Most of the respondents — about 70% — were 21 years old or younger, and, the report says, represent the "next generation of innovators, disrupters, and decision-makers who will define the future of industry."

"Our 2025 summer intern class stands out as one of the most driven, ambitious, and globally attuned cohorts we've seen," the team's report said.

Here are some of the items and brands this year's summer interns love.

Streaming
The Spotify logo on a phone next to headphones
Spotify

Spotify was the first choice among Morgan Stanley interns for music streaming — 69% reported having a subscription. That's a big lead over No. 2, Apple Music (23%), and No. 3, YouTube (17%).
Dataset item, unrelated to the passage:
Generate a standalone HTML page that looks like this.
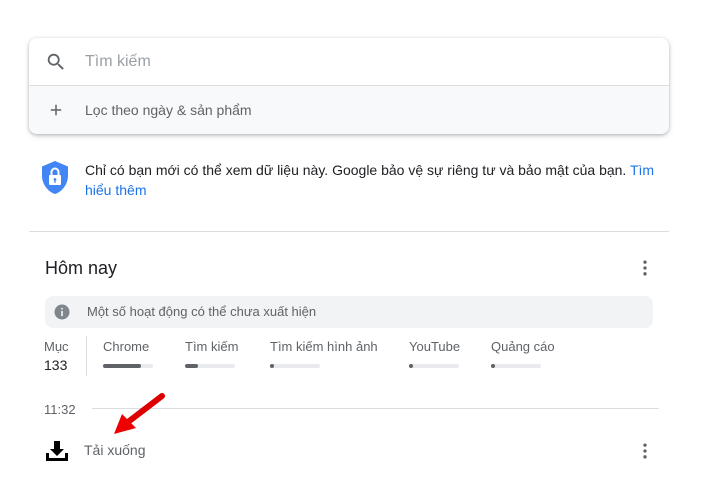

As for which video service they use most often, Netflix was the most used video platform among interns (27%), but YouTube was a close second (25%), followed by TikTok (12%).

Sneakers
A Nike running shoe on display.
Nike running shoe on display during the 7th China International Import Expo (CIIE) at the National Exhibition and Convention Center (Shanghai) on November 5, 2024 in Shanghai, China.

About 36% of surveyed interns said Nike was their No. 1 athletic shoe brand. It was followed by Adidas (11%) and Hoka (10%).
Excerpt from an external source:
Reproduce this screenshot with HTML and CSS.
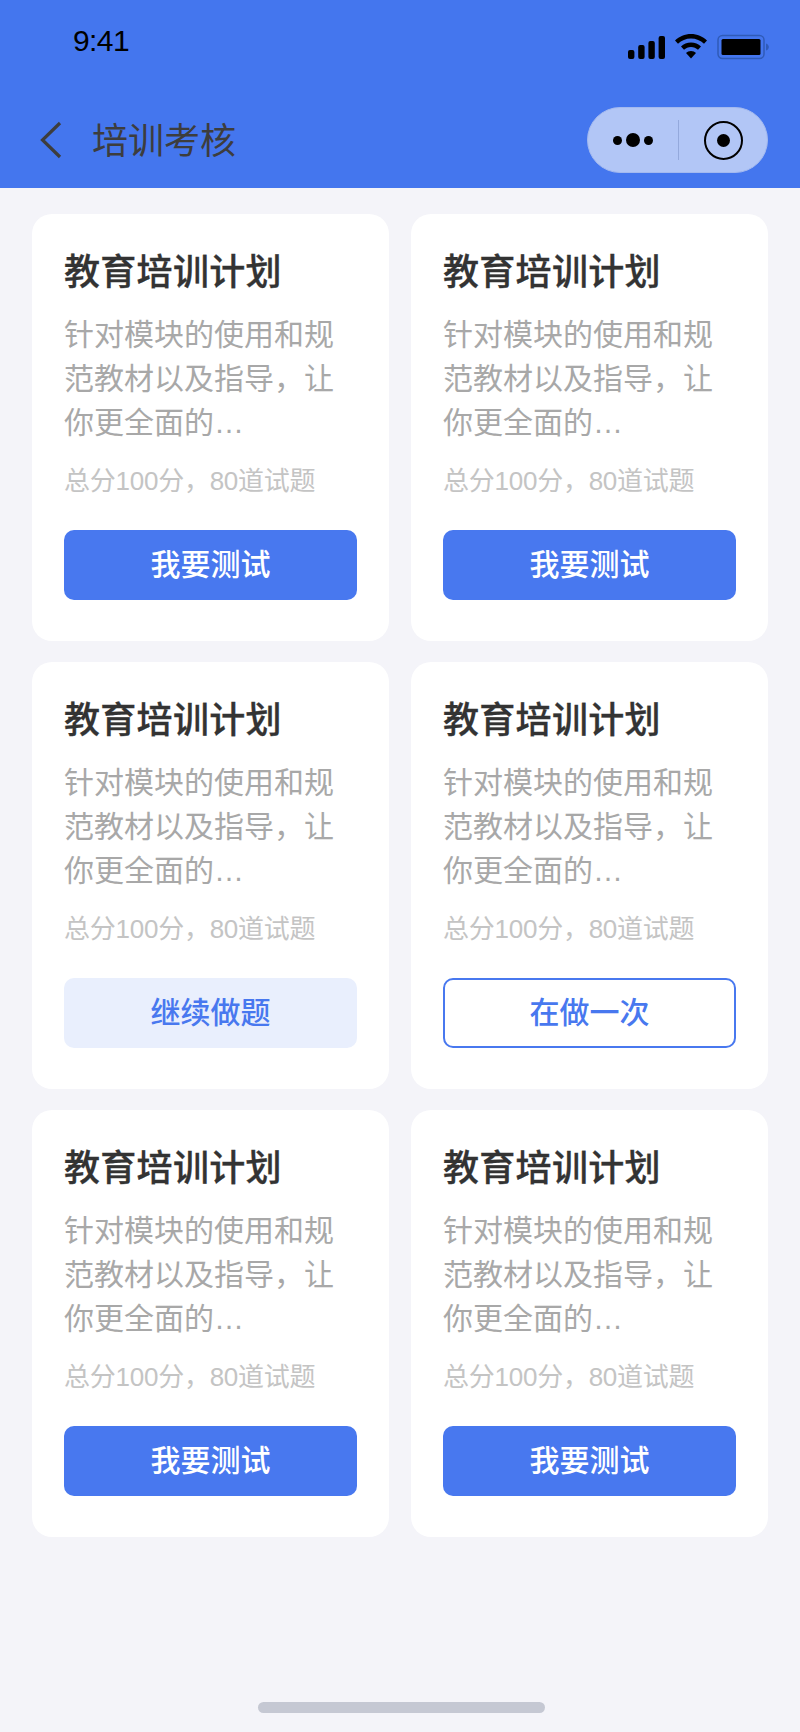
FILE: index.html
```html
<!DOCTYPE html>
<html lang="zh-CN">
<head>
<meta charset="utf-8">
<title>培训考核</title>
<link rel="stylesheet" href="styles.css">
</head>
<body>
<div class="page">
  <header class="header">
    <div class="status">
      <span class="time">9:41</span>
      <div class="status-icons">
        <svg width="37" height="26" viewBox="0 0 37 26"><rect x="0" y="16" width="6.400" height="9" rx="2"/><rect x="10.200" y="11" width="6.400" height="14" rx="2"/><rect x="20.400" y="7" width="6.400" height="18" rx="2"/><rect x="30.600" y="2" width="6.400" height="23" rx="2"/></svg>
        <svg width="32" height="26" viewBox="0 0 32 26"><path d="M16 0C9.800 0 4.200 2.500 0 6.500L3 9.800C6.400 6.500 11 4.500 16 4.500s9.600 2 13 5.300L32 6.500C27.800 2.500 22.200 0 16 0z"/><path d="M16 8.500c-3.900 0-7.400 1.500-10 4l3 3.300c1.800-1.700 4.300-2.800 7-2.800s5.200 1.100 7 2.800l3-3.300c-2.600-2.500-6.100-4-10-4z"/><path d="M16 17c-2 0-3.800.8-5 2l5 5.500 5-5.500c-1.200-1.200-3-2-5-2z"/></svg>
        <svg width="53" height="26" viewBox="0 0 53 26"><rect x="1" y="1.500" width="46" height="23" rx="4.500" fill="none" stroke="#2f5bb8" stroke-width="1.500"/><rect x="4.500" y="5" width="39" height="16" rx="1.500"/><path d="M49 9.500c1.800.6 2.800 2 2.800 3.500S50.800 16 49 16.500z" fill="#2f5bb8"/></svg>
      </div>
    </div>
    <div class="nav">
      <svg class="back" width="24" height="38" viewBox="0 0 24 38"><path d="M21 2 3.500 19 21 36" fill="none" stroke="#3d3d3d" stroke-width="3.200"/></svg>
      <h1 class="nav-title">培训考核</h1>
      <div class="capsule">
        <div class="more"><i class="dot"></i><i class="dot dot-big"></i><i class="dot"></i></div>
        <div class="divider"></div>
        <div class="close"><i class="close-dot"></i></div>
      </div>
    </div>
  </header>
  <main class="grid">
    <article class="card">
      <h2 class="card-title">教育培训计划</h2>
      <p class="card-desc">针对模块的使用和规范教材以及指导，让你更全面的…</p>
      <p class="card-meta">总分100分，80道试题</p>
      <button class="btn btn-primary">我要测试</button>
    </article>
    <article class="card">
      <h2 class="card-title">教育培训计划</h2>
      <p class="card-desc">针对模块的使用和规范教材以及指导，让你更全面的…</p>
      <p class="card-meta">总分100分，80道试题</p>
      <button class="btn btn-primary">我要测试</button>
    </article>
    <article class="card">
      <h2 class="card-title">教育培训计划</h2>
      <p class="card-desc">针对模块的使用和规范教材以及指导，让你更全面的…</p>
      <p class="card-meta">总分100分，80道试题</p>
      <button class="btn btn-soft">继续做题</button>
    </article>
    <article class="card">
      <h2 class="card-title">教育培训计划</h2>
      <p class="card-desc">针对模块的使用和规范教材以及指导，让你更全面的…</p>
      <p class="card-meta">总分100分，80道试题</p>
      <button class="btn btn-outline">在做一次</button>
    </article>
    <article class="card">
      <h2 class="card-title">教育培训计划</h2>
      <p class="card-desc">针对模块的使用和规范教材以及指导，让你更全面的…</p>
      <p class="card-meta">总分100分，80道试题</p>
      <button class="btn btn-primary">我要测试</button>
    </article>
    <article class="card">
      <h2 class="card-title">教育培训计划</h2>
      <p class="card-desc">针对模块的使用和规范教材以及指导，让你更全面的…</p>
      <p class="card-meta">总分100分，80道试题</p>
      <button class="btn btn-primary">我要测试</button>
    </article>
  </main>
  <div class="home-bar"></div>
</div>
</body>
</html>
```
FILE: styles.css
```css
* { box-sizing: border-box; }
html, body { margin: 0; padding: 0; }
body {
  background: #f4f4f9;
  font-family: "Liberation Sans", "Noto Sans CJK SC", sans-serif;
}
.page {
  position: relative;
  width: 800px;
  height: 1732px;
  background: #f4f4f9;
  overflow: hidden;
}
.header {
  height: 188px;
  background: #4476ee;
  display: flex;
  flex-direction: column;
}
.status {
  height: 88px;
  padding: 21px 30px 0 73px;
  display: flex;
  justify-content: space-between;
  align-items: flex-start;
}
.time {
  font-size: 30px;
  line-height: 40px;
  letter-spacing: -0.6px;
  color: #000;
}
.status-icons {
  display: flex;
  align-items: flex-start;
  gap: 10px;
  padding-top: 13px;
}
.status-icons svg { display: block; }
.nav {
  height: 100px;
  padding: 4px 32px 0 39px;
  display: flex;
  align-items: center;
  gap: 29px;
}
.back { display: block; }
.nav-title {
  flex: 1;
  margin: 4px 0 0;
  font-size: 36px;
  line-height: 50px;
  font-weight: 400;
  color: #3d3d3d;
}
.capsule {
  width: 181px;
  height: 66px;
  border-radius: 33px;
  background: #b2c6f6;
  border: 1px solid #a3b9ef;
  display: flex;
  align-items: center;
}
.more {
  width: 90px;
  display: flex;
  align-items: center;
  justify-content: center;
  gap: 4px;
}
.dot { width: 9px; height: 9px; border-radius: 50%; background: #000; }
.dot-big { width: 14px; height: 14px; }
.divider { width: 1px; height: 40px; background: #94a9dc; }
.close {
  flex: 1;
  height: 40px;
  display: flex;
  align-items: center;
  justify-content: center;
}
.close-dot {
  width: 39px;
  height: 39px;
  border: 2px solid #000;
  border-radius: 50%;
  display: flex;
  align-items: center;
  justify-content: center;
}
.close-dot::after {
  content: "";
  width: 13px;
  height: 13px;
  border-radius: 50%;
  background: #000;
}
.grid {
  padding: 26px 32px 0;
  display: grid;
  grid-template-columns: 357px 357px;
  grid-auto-rows: 427px;
  column-gap: 22px;
  row-gap: 21px;
}
.card {
  background: #fff;
  border-radius: 20px;
  padding: 34px 32px 41px;
  display: flex;
  flex-direction: column;
}
.card-title {
  margin: 0;
  font-size: 36px;
  line-height: 50px;
  font-weight: 500;
  letter-spacing: 0.3px;
  -webkit-text-stroke: 0.3px #333;
  color: #333;
}
.card-desc {
  margin: 15px 0 0;
  width: 275px;
  font-size: 30px;
  line-height: 44px;
  color: #a8a8a8;
}
.card-meta {
  margin: 18px 0 0;
  font-size: 26px;
  line-height: 36px;
  letter-spacing: -0.25px;
  color: #c4c4c4;
}
.btn {
  margin-top: auto;
  height: 70px;
  width: 293px;
  border-radius: 10px;
  border: 0;
  padding: 0;
  font-family: inherit;
  font-size: 30px;
  font-weight: 500;
  line-height: 42px;
}
.btn-primary { background: #4878ef; color: #fff; }
.btn-soft { background: #e9effd; color: #4878ef; }
.btn-outline { background: #fff; color: #4878ef; border: 2px solid #4878ef; }
.home-bar {
  position: absolute;
  left: 258px;
  top: 1702px;
  width: 287px;
  height: 11px;
  border-radius: 6px;
  background: #c5c8d3;
}
```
The company, though the first choice for MS interns, has been losing market share to competitors in recent years. In the 2021 MS survey, Nike was the top pick for 58% of interns. Business Insider previously reported ideas from avid customers for how the name brand could turn things around after revenue dropped 10% for fiscal year 2025.

Apparel
A close-up of a woman's legs as she walks along a street carrying a Zara shopping bag.
Younger shoppers are increasingly comfortable mixing and matching Zara products with high-end luxury items.
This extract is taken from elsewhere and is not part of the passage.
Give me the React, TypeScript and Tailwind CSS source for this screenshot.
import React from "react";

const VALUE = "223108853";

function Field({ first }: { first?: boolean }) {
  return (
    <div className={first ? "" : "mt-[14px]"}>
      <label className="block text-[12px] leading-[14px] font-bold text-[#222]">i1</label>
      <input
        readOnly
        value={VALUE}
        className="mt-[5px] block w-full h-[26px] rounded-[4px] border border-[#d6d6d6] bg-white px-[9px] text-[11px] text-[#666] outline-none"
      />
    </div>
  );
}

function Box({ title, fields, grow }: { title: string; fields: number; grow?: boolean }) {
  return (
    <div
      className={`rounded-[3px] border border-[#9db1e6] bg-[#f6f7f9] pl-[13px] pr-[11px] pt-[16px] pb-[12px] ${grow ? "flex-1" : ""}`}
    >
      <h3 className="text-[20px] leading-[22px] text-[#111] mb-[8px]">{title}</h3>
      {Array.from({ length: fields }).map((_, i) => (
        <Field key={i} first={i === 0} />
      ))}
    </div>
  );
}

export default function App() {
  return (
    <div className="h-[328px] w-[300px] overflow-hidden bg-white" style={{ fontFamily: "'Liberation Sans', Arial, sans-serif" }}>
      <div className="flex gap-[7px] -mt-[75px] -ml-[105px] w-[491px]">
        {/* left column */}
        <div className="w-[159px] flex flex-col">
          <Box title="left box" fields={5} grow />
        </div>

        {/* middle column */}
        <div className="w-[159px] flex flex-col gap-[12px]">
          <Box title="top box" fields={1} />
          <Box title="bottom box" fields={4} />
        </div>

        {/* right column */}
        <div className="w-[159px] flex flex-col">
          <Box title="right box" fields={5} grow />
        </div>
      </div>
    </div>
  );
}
Zara took first place as Morgan Stanley interns' most preferred apparel brand (24%), while Lululemon (22%) and Aritzia (19%) came in second and third, respectively.

Though Zara and Lululemon remained the most popular general apparel retailers, the survey said, they each lost among the greatest preference share year over year (down 2 points and 4 points, respectively). In contrast, Arc'teryx, Aritzia, and Ralph Lauren were the biggest year-over-year share gainers (up 3 points, 4 points, and 4 points, respectively).

Aritzia has steadily gained ground and grown sales over the past several years by opening more retail stores and refining its inventory.

Handbags
A close-up of a Longchamp bag behind carried by a person in a white outfit.

About 38% of female-identifying respondents said they didn't have handbag brand loyalty, but Longchamp (13%), Coach (15%) were listed as the top individual brand choices.

Morgan Stanley interns have increasingly indicated having either no handbag loyalty (up 38% compared with 30% last year) or a preference for lower-cost options (luxury brands were down from 23% to 15% this year).

Water bottles
A composite image of a Stanley Cup and an Owala water bottle.

Owala has officially become the new hot water bottle. About 62% of interns at Morgan Stanley named it among their top three favorite brands. Hydroflask and Yeti were tied for second place, with Stanley cups at 28%.

Workout methods
A man doing a plank at an indoor gym with lots of machines.

When it comes to exercise habits, about half of Morgan Stanley interns said they preferred to work out at an indoor gym, while 27% said they preferred outdoor workouts, and 15% said they preferred to take group fitness classes.

Indeed, in-office indoor gyms are an increasingly hot amenity for corporate America — JPMorgan's new New York headquarters is going to feature a "state-of-the-art" membership fitness center with professional personal trainers and a separate wellness center.

Car brand
A Mercedes-Benz vehicle in a car dealership.

The most desirable car brand for interns is Mercedes (21%). Meanwhile, the favorability of Tesla has fallen from 30% in 2021 to 5% this year among MS interns.

They're not alone. A May YouGov survey found that the American public's favorability of Tesla had fallen to a nine-year low. Tesla's stock is down year-to-date, and in its second-quarter earnings call, CEO Elon Musk said it was going through a "weird transition period" because of the expiration of incentives and other regulatory changes.

Digital Wallet
A close-up of a phone being tapped onto a card machine, using a digital wallet to pay with a Russian card.
Apple suspended its Apple Pay service in Russia in March.

Apple Pay was the top digital wallet service used by MS interns to pay for goods and services, with a whopping 82% saying they used it at least once a week. Second place was Venmo (37%), followed by PayPal (14%).